··· DATA SECTION ···
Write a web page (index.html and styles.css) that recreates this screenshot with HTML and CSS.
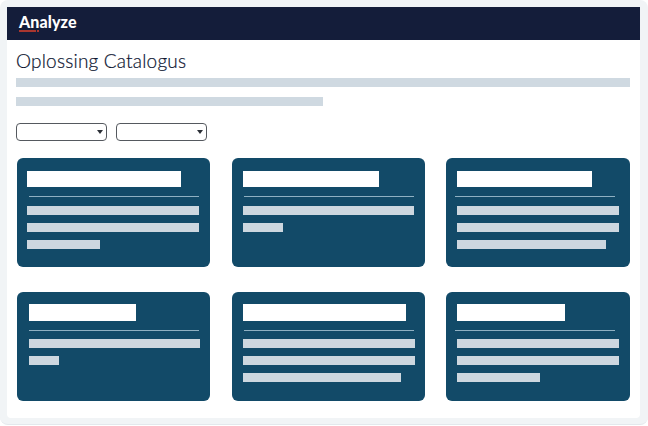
FILE: index.html
```html
<!DOCTYPE html>
<html>
<head>
    <title>Analyze - Oplossing Catalogus</title>
    <link rel="stylesheet" href="styles.css">
</head>
<body>
    <div class="frame">
        <div class="window">
            <div class="topbar">
                <div class="logo">Analyze</div>
                <div class="logo-mark"></div>
            </div>
            <div class="content">
                <h1>Oplossing Catalogus</h1>
                <div class="intro-bar"></div>
                <div class="intro-bar short"></div>
                <div class="filters">
                    <div class="select"></div>
                    <div class="select"></div>
                </div>
                <div class="cards">
                    <div class="card">
                        <div class="card-title" style="width: 154px"></div>
                        <div class="card-line"></div>
                        <div class="bar" style="width: 172px"></div>
                        <div class="bar" style="width: 172px"></div>
                        <div class="bar" style="width: 73px"></div>
                    </div>
                    <div class="card">
                        <div class="card-title" style="width: 136px"></div>
                        <div class="card-line"></div>
                        <div class="bar" style="width: 171px"></div>
                        <div class="bar" style="width: 40px"></div>
                    </div>
                    <div class="card">
                        <div class="card-title" style="width: 135px"></div>
                        <div class="card-line"></div>
                        <div class="bar" style="width: 162px"></div>
                        <div class="bar" style="width: 162px"></div>
                        <div class="bar" style="width: 149px"></div>
                    </div>
                    <div class="card">
                        <div class="card-title" style="width: 107px"></div>
                        <div class="card-line"></div>
                        <div class="bar" style="width: 171px"></div>
                        <div class="bar" style="width: 30px"></div>
                    </div>
                    <div class="card">
                        <div class="card-title" style="width: 163px"></div>
                        <div class="card-line"></div>
                        <div class="bar" style="width: 172px"></div>
                        <div class="bar" style="width: 172px"></div>
                        <div class="bar" style="width: 158px"></div>
                    </div>
                    <div class="card">
                        <div class="card-title" style="width: 108px"></div>
                        <div class="card-line"></div>
                        <div class="bar" style="width: 162px"></div>
                        <div class="bar" style="width: 162px"></div>
                        <div class="bar" style="width: 83px"></div>
                    </div>
                </div>
            </div>
        </div>
    </div>
</body>
</html>
```

FILE: styles.css
```css
body {
    margin: 0;
    background-color: white;
    font-family: "Lato", "Liberation Sans", sans-serif;
}
.frame {
    width: 648px;
    height: 425px;
    box-sizing: border-box;
    padding: 7px 8px 6px 7px;
    background-color: #f1f4f6;
    border-bottom: 1px solid #e3e8ec;
    border-radius: 8px;
}
.window {
    height: 100%;
    background-color: white;
    border-radius: 0 0 4px 4px;
    overflow: hidden;
}
.topbar {
    height: 33px;
    background-color: #141d3a;
    padding: 6px 0 0 12px;
    box-sizing: border-box;
}
.logo {
    color: white;
    font-size: 16px;
    font-weight: 900;
    letter-spacing: 0.1px;
    line-height: 17px;
}
.logo-mark {
    width: 20px;
    height: 2px;
    background: linear-gradient(to right, #a8362f 17px, transparent 17px, transparent 18px, #a8362f 18px);
}
.content {
    padding: 0 10px 0 9px;
}
h1 {
    margin: 0;
    padding-top: 8px;
    height: 30px;
    color: #0c1430;
    font-size: 19px;
    font-weight: 300;
    letter-spacing: 0.2px;
    line-height: 25px;
    -webkit-text-stroke: 0.2px #0c1430;
}
.intro-bar {
    height: 9px;
    margin-bottom: 10px;
    background-color: #cfd9e1;
    width: 614px;
}
.intro-bar.short {
    width: 307px;
}
.filters {
    display: flex;
    gap: 9px;
    margin-top: 17px;
}
.select {
    position: relative;
    width: 91px;
    height: 18px;
    box-sizing: border-box;
    border: 1px solid #55595f;
    border-radius: 4px;
}
.select::after {
    content: "";
    position: absolute;
    right: 3px;
    top: 6px;
    border-style: solid;
    border-width: 4px 3px 0 3px;
    border-color: #2b2f36 transparent transparent transparent;
}
.cards {
    display: grid;
    grid-template-columns: 215px 214px 184px;
    grid-auto-rows: 109px;
    row-gap: 25px;
    margin: 17px 0 0 1px;
}
.card {
    width: 193px;
    box-sizing: border-box;
    padding: 13px 0 0 11px;
    background-color: #124a68;
    border-radius: 6px;
}
.card:nth-child(3n) {
    width: 184px;
}
.card:nth-child(1) {
    padding-left: 10px;
}
.card:nth-child(4) {
    padding-left: 12px;
}
.card-title {
    height: 16px;
    background-color: white;
}
.card-line {
    width: 170px;
    height: 1px;
    margin: 9px 0 9px 1px;
    background-color: #8fb0c2;
}
.card:nth-child(1) .card-line {
    margin-left: 2px;
}
.card:nth-child(4) .card-line {
    margin-left: 0;
}
.card:nth-child(3n) .card-line {
    width: 160px;
    margin-left: -2px;
}
.card:nth-child(n+4) {
    padding-top: 12px;
}
.card:nth-child(n+4) .card-title {
    height: 17px;
}
.card:nth-child(n+4) .card-line {
    margin-bottom: 8px;
}
.bar {
    height: 9px;
    margin-bottom: 8px;
    background-color: #cdd7df;
}
```
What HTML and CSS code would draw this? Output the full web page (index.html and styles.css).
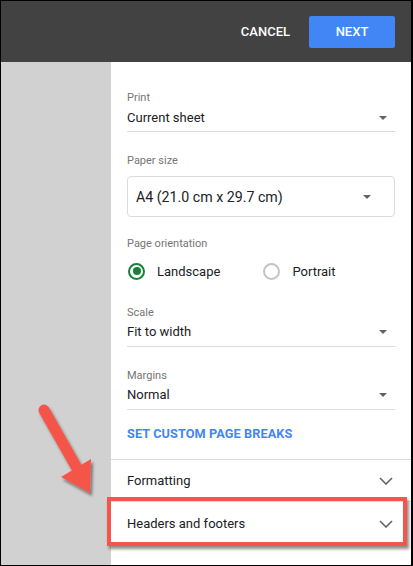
FILE: index.html
```html
<!DOCTYPE html>
<html>
<head>
<meta charset="utf-8">
<link rel="stylesheet" href="styles.css">
</head>
<body>
<div class="frame">
  <div class="topbar">
    <span class="cancel">CANCEL</span>
    <span class="next">NEXT</span>
  </div>
  <div class="main">
    <div class="side"></div>
    <div class="panel">
      <div class="fields">
        <div class="field">
          <div class="label">Print</div>
          <div class="select"><span>Current sheet</span><span class="caret"></span></div>
        </div>
        <div class="field gap21">
          <div class="label">Paper size</div>
          <div class="box"><span>A4 (21.0 cm x 29.7 cm)</span><span class="caret"></span></div>
        </div>
        <div class="field gap19">
          <div class="label">Page orientation</div>
          <div class="radios">
            <div class="radio-opt"><span class="radio on"></span><span>Landscape</span></div>
            <div class="radio-opt"><span class="radio"></span><span>Portrait</span></div>
          </div>
        </div>
        <div class="field gap22">
          <div class="label">Scale</div>
          <div class="select tight"><span>Fit to width</span><span class="caret"></span></div>
        </div>
        <div class="field gap21">
          <div class="label">Margins</div>
          <div class="select tight"><span>Normal</span><span class="caret"></span></div>
        </div>
        <div class="link">SET CUSTOM PAGE BREAKS</div>
      </div>
      <div class="accordion">
        <div class="acc-row first">
          <span>Formatting</span>
          <svg class="chev" width="14" height="8" viewBox="0 0 14 8"><path d="M1 1 L7 7 L13 1" fill="none" stroke="#5f6368" stroke-width="1.6"/></svg>
        </div>
        <div class="acc-row second">
          <span>Headers and footers</span>
          <svg class="chev" width="14" height="8" viewBox="0 0 14 8"><path d="M1 1 L7 7 L13 1" fill="none" stroke="#5f6368" stroke-width="1.6"/></svg>
          <div class="highlight"></div>
        </div>
      </div>
    </div>
  </div>
  <svg class="arrow" width="80" height="110" viewBox="30 395 80 110">
    <defs>
      <filter id="sh" x="-30%" y="-30%" width="160%" height="160%">
        <feDropShadow dx="2" dy="3" stdDeviation="1.5" flood-color="#000" flood-opacity="0.45"/>
      </filter>
    </defs>
    <g filter="url(#sh)" fill="#f5554a">
      <path d="M44 410 L78 470" stroke="#f5554a" stroke-width="11" stroke-linecap="round" fill="none"/>
      <polygon points="61,477 91,459 90,493"/>
    </g>
  </svg>
</div>
</body>
</html>
```

FILE: styles.css
```css
html, body {
  margin: 0;
  padding: 0;
}
body {
  font-family: Roboto, "Liberation Sans", Arial, sans-serif;
}
.frame {
  position: relative;
  width: 413px;
  height: 566px;
  box-sizing: border-box;
  background: #000;
  padding: 1px 2px 1px 1px;
  display: flex;
  flex-direction: column;
}
.topbar {
  height: 61px;
  flex: none;
  background: #424242;
  display: flex;
  justify-content: flex-end;
  align-items: center;
  padding-right: 16px;
}
.cancel {
  color: #fff;
  font-size: 13px;
  font-weight: 500;
  margin-right: 19px;
}
.next {
  width: 86px;
  height: 32px;
  background: #4285f4;
  border-radius: 2px;
  color: #fff;
  font-size: 13px;
  font-weight: 500;
  display: flex;
  align-items: center;
  justify-content: center;
}
.main {
  flex: 1;
  display: flex;
  min-height: 0;
}
.side {
  width: 110px;
  background: #d1d1d1;
  flex: none;
}
.panel {
  flex: 1;
  background: #fff;
  display: flex;
  flex-direction: column;
}
.fields {
  padding: 28px 16px 17px 16px;
}
.gap21 { margin-top: 21px; }
.gap19 { margin-top: 19px; }
.gap22 { margin-top: 22px; }
.label {
  font-size: 11px;
  line-height: 16px;
  color: #757575;
}
.select {
  margin-top: 2px;
  display: flex;
  align-items: center;
  justify-content: space-between;
  font-size: 13px;
  line-height: 20px;
  color: #202124;
  padding-bottom: 3px;
  border-bottom: 1px solid #dadce0;
}
.select.tight {
  margin-top: 1px;
  padding-bottom: 4px;
}
.caret {
  width: 0;
  height: 0;
  border-left: 4px solid transparent;
  border-right: 4px solid transparent;
  border-top: 4px solid #5f6368;
  margin-right: 8px;
}
.box {
  margin-top: 7px;
  height: 39px;
  border: 1px solid #dadce0;
  border-radius: 4px;
  display: flex;
  align-items: center;
  justify-content: space-between;
  padding: 0 15px 0 8px;
  font-size: 14.2px;
  color: #202124;
}
.radios {
  margin-top: 7px;
  height: 24px;
  display: flex;
  align-items: center;
  gap: 42px;
  font-size: 13px;
  color: #202124;
}
.radio-opt {
  display: flex;
  align-items: center;
  gap: 12px;
}
.radio {
  width: 13px;
  height: 13px;
  border: 2px solid #c4c4c4;
  border-radius: 50%;
  margin-left: 1px;
  position: relative;
}
.radio.on {
  border-color: #188038;
}
.radio.on::after {
  content: "";
  position: absolute;
  left: 2.5px;
  top: 2.5px;
  width: 8px;
  height: 8px;
  border-radius: 50%;
  background: #188038;
}
.link {
  margin-top: 16px;
  font-size: 12.7px;
  line-height: 16px;
  font-weight: 700;
  color: #4285f4;
  letter-spacing: 0.1px;
}
.accordion {
  border-top: 1px solid #dadce0;
}
.acc-row {
  position: relative;
  display: flex;
  align-items: center;
  justify-content: space-between;
  padding: 0 18px 0 16px;
  font-size: 13px;
  color: #202124;
}
.acc-row.first {
  height: 41px;
  border-bottom: 1px solid #dadce0;
}
.acc-row.second {
  height: 43px;
}
.chev {
  display: block;
}
.highlight {
  position: absolute;
  left: -4px;
  right: 4px;
  top: -5px;
  bottom: -1px;
  border: 4px solid #f5554a;
  box-shadow: 2px 3px 3px rgba(0, 0, 0, 0.45);
}
.arrow {
  position: absolute;
  left: 30px;
  top: 395px;
}
```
···
**TASK REQUIREMENTS**
Track down the lines that include the word "this" and copy them.

**THE SOLUTION**
Write a web page (index.html and styles.css) that recreates this screenshot with HTML and CSS.
What HTML and CSS code would draw this? Output the full web page (index.html and styles.css).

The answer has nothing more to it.